I decided to perform a quick, back of the envelope analysis and this is what I came up with comparing a 4K TV with a VR experience: Typically, TV manufacturers recommend a 20-degree field of view (FOV) for the best viewing experience. Modern 4K TV sets offer 8M pixel resolution, which translates to about 20,000 pixels per 1 degree of FOV using both X and Y dimensions. Oculus Rift and HTC Vive have almost identical specs, both providing 2.5 M pixels for 110-degree FOV, which translates to just over 200 pixels per 1 degree i.e. 100 times less than 4K TV. Human eyes are very sensitive, most of us (with a notable exception of CNET TV editors) can easily tell the difference between HDTV and 4K TV picture on a 65-inch screen at 8 feet viewing distance, which for 4K TV’s, is not too close. VR displays are much closer still, in near proximity of our eyes, rather than in our pockets, where hapless phone displays live most of the time. But how much res VR display needs to have to deliver a satisfying experience?

To match visual acuity of the human eye VR display would need about 100,000 pixels per 1 degree FOV. So while 4K HDTV in typical viewing situation is off by a factor of 5, VR displays are off by a factor of 500. This is why the images on VR headsets seem so blurry, not even approaching the “uncanny valley” for the suspension of disbelief. This becomes even more of a problem for AR displays which by definition must blend the natural and CG images. Mike Abrash, the software architect for Oculus Rift spent a considerable amount of time during the last Facebook F8 conference to emphasize visual perception research his team is doing. Judging by their first two commercial products, I am not sure they are on the right track.

Could Oculus do better? I think they could. Palmer Luckey used to complain that no Apple computer is fast enough to recalculate pixels for Rift 3D display and only a small minority of PCs today have enough graphics horsepower to drive Rift. In my view, the solution is not to increase the static display resolution (and the needed computer power) by 100 times. Rather, we need to replace the static frame buffer with a small, dynamic foveal display. Why do I think this? Basic neural science tells us that the highest density of cones in the human retina which allows us to see the sharp details and color are within 1.5 square mm area of the retina known as the fovea, which translates to around 1 degree FOV. The rest is the peripheral vision for motion detection. When our peripheral vision detects something interesting for us to see, our finely tuned ocular muscles rotate both eyes in such a way that light rays from the object of interest fall precisely on the fovea. The motion which accomplishes this task is called a saccade and each second of our waking life (and some of our sleeping time) we make between 3–5 saccades, so our eyes get quite a workout. Just like our other senses, our eyes can not be separated from our bodies. We say that they are embodied, to emphasize the disembodied nature of computing solutions produced by engineers today.
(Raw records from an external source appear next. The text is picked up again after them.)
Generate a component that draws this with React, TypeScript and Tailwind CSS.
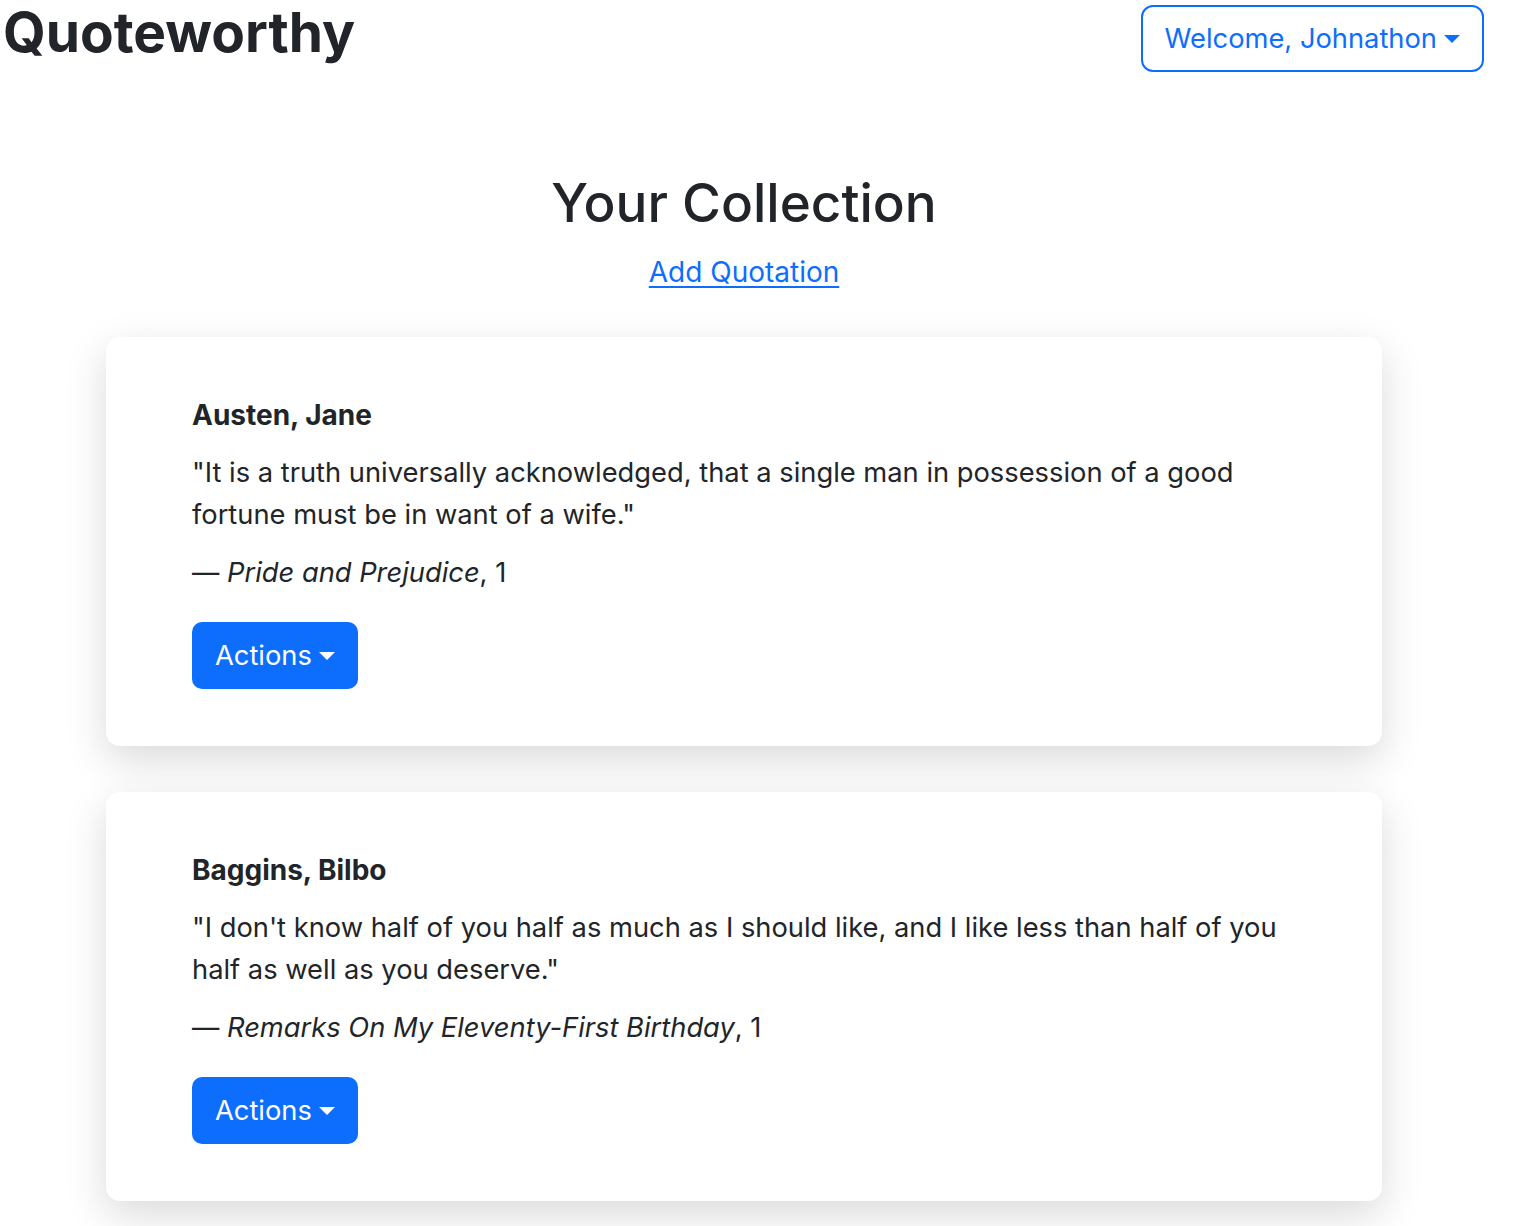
type Quote = {
  author: string;
  text: string;
  source: string;
  page: number;
};

const quotes: Quote[] = [
  {
    author: "Austen, Jane",
    text: "\"It is a truth universally acknowledged, that a single man in possession of a good fortune must be in want of a wife.\"",
    source: "Pride and Prejudice",
    page: 1,
  },
  {
    author: "Baggins, Bilbo",
    text: "\"I don't know half of you half as much as I should like, and I like less than half of you half as well as you deserve.\"",
    source: "Remarks On My Eleventy-First Birthday",
    page: 1,
  },
];

function Caret() {
  return (
    <span className="ml-[7px] inline-block h-0 w-0 border-x-[8px] border-t-[8px] border-x-transparent border-t-current align-[0.2em]" />
  );
}

function QuoteCard({ quote }: { quote: Quote }) {
  return (
    <div className="rounded-[14px] bg-white px-[86px] py-[57px] shadow-[0_14px_42px_rgba(0,0,0,0.15)]">
      <h5 className="mb-[16px] text-[28px] font-bold leading-[42px] text-[#212529]">
        {quote.author}
      </h5>
      <p className="mb-[16px] text-[27.3px] leading-[42px] text-[#212529]">
        {quote.text}
      </p>
      <p className="mb-[28px] text-[27.3px] leading-[42px] text-[#212529]">
        — <em>{quote.source}</em>, {quote.page}
      </p>
      <button className="flex h-[67px] items-center rounded-[10px] bg-[#0d6efd] px-[23px] text-[27.3px] leading-[42px] text-white">
        Actions
        <Caret />
      </button>
    </div>
  );
}

export default function App() {
  return (
    <div className="min-h-screen bg-white font-['Inter',sans-serif] text-[#212529]">
      <div className="w-[1488px]">
        <header className="flex items-start justify-between pr-[4px] pt-[5px]">
          <h1 className="-mt-[5px] pl-[3px] text-[55px] font-bold leading-[64px] text-[#212529]">
            Quoteworthy
          </h1>
          <button className="flex h-[67px] items-center rounded-[12px] border-2 border-[#0d6efd] bg-white px-[22px] text-[27.3px] leading-[42px] text-[#0d6efd]">
            Welcome, Johnathon
            <Caret />
          </button>
        </header>

        <div className="mt-[95px] flex flex-col items-center">
          <h2 className="text-[53px] font-medium leading-[72px] text-[#212529]">
            Your Collection
          </h2>
          <a
            href="#"
            className="mt-[12px] text-[28px] leading-[42px] text-[#0d6efd] underline underline-offset-[4px]"
          >
            Add Quotation
          </a>
        </div>

        <div className="mx-[106px] mt-[44px] flex flex-col gap-[46px] pb-[40px]">
          {quotes.map((q) => (
            <QuoteCard key={q.author} quote={q} />
          ))}
        </div>
      </div>
    </div>
  );
}
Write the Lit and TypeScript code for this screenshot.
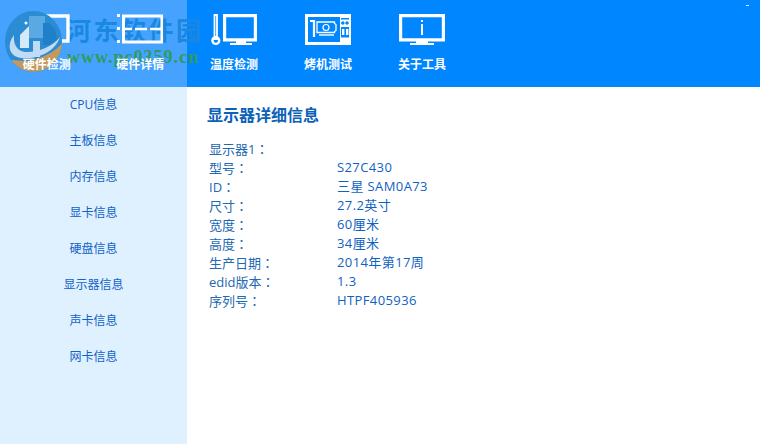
import { LitElement, html, css, svg } from "lit";
import { customElement } from "lit/decorators.js";

const tabs = [
  {
    label: "硬件检测", on: true,
    icon: svg`<path d="M2 16h42v25H2z" fill="none" stroke="#fff" stroke-width="3.400"/><path d="M19 43h10v2H19z" fill="#fff"/>`,
  },
  {
    label: "硬件详情", on: true,
    icon: svg`<path d="M0 14h3v3H0zM0 27h3v3H0zM0 40h3v3H0z" fill="#fff"/>
      <path d="M6.500 16h38.500v26H6.500z" fill="none" stroke="#fff" stroke-width="3"/>
      <path d="M7 29h8M18 29h12M33 29h11" stroke="#fff" stroke-width="2.400"/>`,
  },
  {
    label: "温度检测", on: false,
    icon: svg`<path d="M3.500 15h2.500v24H3.500z" fill="none" stroke="#fff" stroke-width="1.800"/><circle cx="4.800" cy="40.500" r="3.400" fill="none" stroke="#fff" stroke-width="2.400"/>
      <path d="M13.600 15.600h30.800v24.300H13.600z" fill="none" stroke="#fff" stroke-width="3.200"/><path d="M25 41h10v2h6v2H19v-2h6z" fill="#fff"/>`,
  },
  {
    label: "烤机测试", on: false,
    icon: svg`<path d="M1.500 15.500h43v28h-43z" fill="none" stroke="#fff" stroke-width="3"/><path d="M35 15h10v29H35z" fill="#fff"/>
      <path d="M36 18h8v1.500h-8zM36 27h8v10.500h-8z" fill="#0086ff"/><circle cx="37.800" cy="23" r="1.800" fill="#0086ff"/><circle cx="42" cy="23" r="1.800" fill="#0086ff"/>
      <path d="M37 29h2.400v6H37zM41 29h2.400v6H41z" fill="#fff"/>
      <path d="M5 21h4v16" fill="none" stroke="#fff" stroke-width="2.200"/>
      <path d="M12 22h17.500v1.500l1.500 1v6l-1.500 1v1H12z" fill="none" stroke="#fff" stroke-width="1.300"/><circle cx="21" cy="27.500" r="3" fill="none" stroke="#fff" stroke-width="1.200"/><path d="M14 35h15" stroke="#fff" stroke-width="1.400"/>`,
  },
  {
    label: "关于工具", on: false,
    icon: svg`<path d="M1.600 15.600h42.800v24.300H1.600z" fill="none" stroke="#fff" stroke-width="3.200"/><path d="M22 20h2v2h-2zM22 24h2v11h-2z" fill="#fff"/><path d="M17 41h12v2h6v2H11v-2h6z" fill="#fff"/>`,
  },
];

const side = ["CPU信息", "主板信息", "内存信息", "显卡信息", "硬盘信息", "显示器信息", "声卡信息", "网卡信息"];
const rows: [string, string][] = [
  ["显示器1", ""],
  ["型号", "S27C430"],
  ["ID", "三星 SAM0A73"],
  ["尺寸", "27.2英寸"],
  ["宽度", "60厘米"],
  ["高度", "34厘米"],
  ["生产日期", "2014年第17周"],
  ["edid版本", "1.3"],
  ["序列号", "HTPF405936"],
];

@customElement("app-root")
export class AppRoot extends LitElement {
  static styles = css`
    :host { display: block; width: 760px; height: 444px; position: relative; overflow: hidden; background: #fff; font-family: "Open Sans", "Noto Sans CJK SC", sans-serif; }
    .top { height: 87px; background: #0086ff; display: flex; position: relative; }
    .tabs { display: flex; }
    .tab { width: 94px; height: 87px; display: flex; flex-direction: column; align-items: center; color: #fff; font-size: 12px; font-weight: 700; line-height: 16px; }
    .tab.on { background: #45a3ff; width: 93.500px; }
    .tab svg { display: block; width: 46px; height: 50px; position: relative; z-index: 2; }
    .tab span { margin-top: 7px; position: relative; z-index: 4; }
    .dot { position: absolute; right: 11px; top: 5px; width: 3px; height: 1px; background: #dff1ff; }
    .main { display: flex; height: 357px; }
    .side { width: 187px; background: #dff1ff; }
    .side div { height: 36px; line-height: 36px; text-align: center; font-size: 12px; color: #1262c8; }
    .detail { padding: 17px 0 0 20px; color: #0f62c4; flex: 1; }
    h1 { margin: 0 0 13px; font-size: 16px; line-height: 22px; font-weight: 700; color: #0b62b8; }
    .row { display: flex; height: 19px; line-height: 19px; font-size: 13px; padding-left: 2px; }
    .k { width: 128px; color: #2268b2; }
    .v { letter-spacing: 0.4px; }
    .colon { font-family: "Noto Sans CJK TC", sans-serif; }
    .logo { position: absolute; left: 5px; top: 11px; z-index: 3; }
    .wt { position: absolute; left: 66px; top: 12px; z-index: 1; font: 700 25px/34px "Noto Sans CJK SC", sans-serif; letter-spacing: 2.500px; color: #1a88e0; white-space: nowrap; }
    .wu { position: absolute; left: 67px; top: 47px; z-index: 1; font: 700 18px/20px "Liberation Serif", serif; letter-spacing: 1px; color: #2f9a63; white-space: nowrap; }
  `;

  render() {
    return html`
      <div class="top">
        <div class="tabs">
          ${tabs.map(
            (t) => html`<div class="tab ${t.on ? "on" : ""}"><svg viewBox="0 0 46 50">${t.icon}</svg><span>${t.label}</span></div>`
          )}
        </div>
        <div class="dot"></div>
        <svg class="logo" width="58" height="62" viewBox="0 0 58 62">
          <ellipse cx="28.500" cy="30.500" rx="28.500" ry="30.500" fill="#2b8bd3"/>
          <path d="M6 49a28.500 30.500 0 0 0 51-17c-6 9-24 17-36 18z" fill="#c39a5e"/>
          <path d="M9 24C2 33 3 45 16 47c16 2 34-6 39-21-7 10-24 16-35 15-8-1-12-8-11-17z" fill="#bfdcf4"/>
          <path d="M15 24l9-9v22H15z" fill="#d6e9f8"/>
          <path d="M24 5h16v22H24z" fill="#6bb3ea" opacity=".75"/>
          <path d="M38 12h6l6 6 2 10-8 6h-6z" fill="#1f7fc8"/>
          <path d="M28 30h7v16h-7z" fill="#bfdcf4"/>
          <circle cx="21" cy="12" r="1.500" fill="#fff"/>
        </svg>
        <div class="wt">河东软件园</div>
        <div class="wu">www.pc0359.cn</div>
      </div>
      <div class="main">
        <div class="side">${side.map((s) => html`<div>${s}</div>`)}</div>
        <div class="detail">
          <h1>显示器详细信息</h1>
          ${rows.map(([k, v]) => html`<div class="row"><div class="k">${k}<span class="colon">：</span></div><div class="v">${v}</div></div>`)}
        </div>
      </div>
    `;
  }
}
Technology elements for the creation of such dynamic foveal displays exist today and I can imagine a number of design options. While this task is certainly challenging, it is a far more worthy approach than the present insistence of VR computer engineers on the mindless increase of resolution of static displays. This reminds me of Intel’s unsuccessful efforts some years ago to increase the clock speed of its single CPU’s beyond 4Ghz, rather than adopting parallel architectures which work so well today in Nvidia and AMD GPU’s powering VR displays. I believe that the first generation VR headset companies will ultimately pay the price for their ignorance of human visual perception.

But there is hope on the horizon. The recent emergence of foveated rendering is a small step in the right direction which alas, still keeps the expensive static display in place. The real solution is to build a moving foveal (not just foveated) display with much lower resolution, which follows our gaze and dynamically projects all its pixels solely on our retina after each saccadic motion. We could also add a second, low resolution black and white display for the peripheral vision, primarily detecting the motion of objects appearing in our field of vision as we move around our environment. Such a system would match human visual acuity using a small fraction of transistors and the energy needed for a static display. To my knowledge, not a single AR/VR headset manufacturer thought of it. Why? The answer again may lie in the engineering mentality of Silicon Valley companies focused solely on disembodied, symbolic techniques.

The foveal display is an almost trivial application of basic neural science, applied to a low-level brain structure, i.e. retina. Real bonanza lies in the application of neural science at the level of higher brain structures, such as the Superior Colliculus for sensor fusion, the hippocampus for navigation and memory, and the entorhinal cortex which accomplishes multimodal integration and motor action planning. Importantly, motor actions include the use of our muscles for the positioning of our bodily sensors in the environment in active anticipation of expected stimuli. It turns out that a large portion of the human neocortex is devoted to real time multimodal sensor/motor correlation, which is, in fact, one of the most important functions of the brain.

In summary, the golden age of AR/VR is in front of us but in order to get there, we will have to include brain science and its practitioners in our arsenal of tools, technologies, and human resources.